Start with MiWAM if you can.
- Log into MiWAM. Go to your unemployment claim.
- Look for Correspondence, Send Unassigned Correspondence, Report Fraud or Errors, or another message option connected to your claim.
- Send a short written statement saying you want to correct a prior certification.
- Include what you reported, what you believe you should have reported, when the 401(k) distribution happened, and that you want UIA to review it.
- Save the confirmation page. Screenshot it. Download it. Print it if you are a paper person.
- Save the 401(k) distribution paperwork, any 1099-R, bank record, and UIA messages.
You can also call UIA Customer Service at 1-866-500-0017. If you call, write down the date, time, phone number, representative name if given, and what they told you.
“I am writing to correct my unemployment certification for a prior week. I received a 401(k) distribution and I am not sure it was reported correctly on my certification. I want UIA to review whether this retirement distribution affects my benefits. This was an honest mistake, and I want to correct the record. Please tell me if you need documentation.”
Add the week, the date of the distribution, and the amount. Keep the tone boring. Boring is excellent here.
What happens after you self-correct
An adjustment is not the same thing as being in trouble.
UIA may do nothing. UIA may ask for documents. UIA may issue a redetermination changing your benefits for one or more weeks.
UIA may also issue an overpayment notice if it decides you received benefits you were not entitled to for those weeks.
That feels awful. But it is also the system doing the math.
Read every notice carefully. Look for these words:
- Redetermination
- Restitution
- Penalty
- Intentional misrepresentation
- Fraud
- Protest rights
- Mail date
If the notice is wrong, protest it. File first. Refine later.
What if UIA finds it before you do?
This is why silence is risky.
Retirement distributions are not invisible.
A 401(k) custodian usually reports a distribution on a 1099-R. UIA can also receive data from other agencies and cross-check information after benefits were paid.
So the “nobody will know” plan is not really a plan. It is a hope.
If UIA opens the review first, the case may start with harder questions. UIA may ask whether you intentionally failed to report information. That is the path that can lead to a fraud determination.
Self-correcting does not guarantee the result. UIA still decides. But it gives you a better fact pattern: you noticed the issue, you raised it, and you tried to fix it.
Do not ignore any letter that says fraud, intentional misrepresentation, penalty, or interest.
Michigan fraud findings are not waivable.
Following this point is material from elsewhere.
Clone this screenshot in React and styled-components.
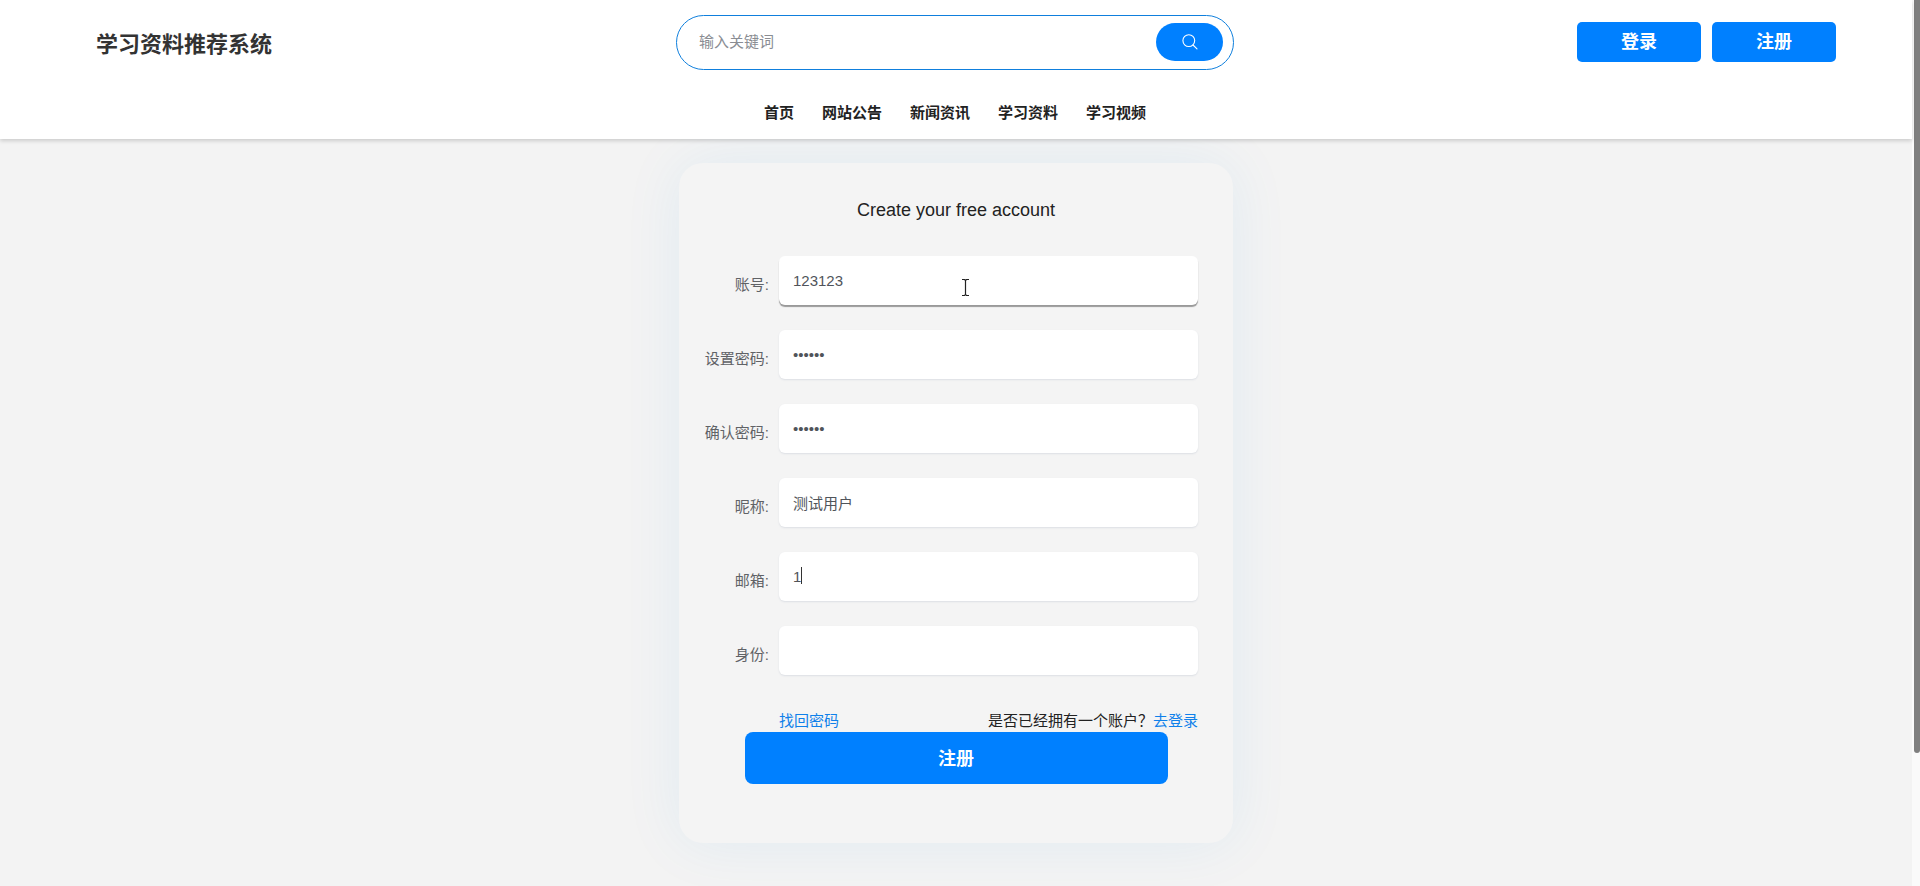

They can also create penalty consequences beyond simply paying back the benefits.
What about a new job?
Good news: it does not erase the past, but it also does not make this worse by itself.
Starting a new job does not wipe out earlier certification weeks.
It also does not automatically make the 401(k) issue worse. The old question is still the old question: were your prior certifications accurate?
Report your work start date through MiWAM. Stop certifying once you are no longer eligible. If you have a partial week of work, report the work and earnings the way the certification asks.
Then separately correct the 401(k) issue for the earlier week or weeks.
When Michigan unemployment cares about a 401(k) withdrawal
The exact facts matter. Here is what to gather.
Before you write to UIA or talk to a lawyer, collect the basics.
- The week you certified for benefits.
- The date the 401(k) distribution was paid or deposited.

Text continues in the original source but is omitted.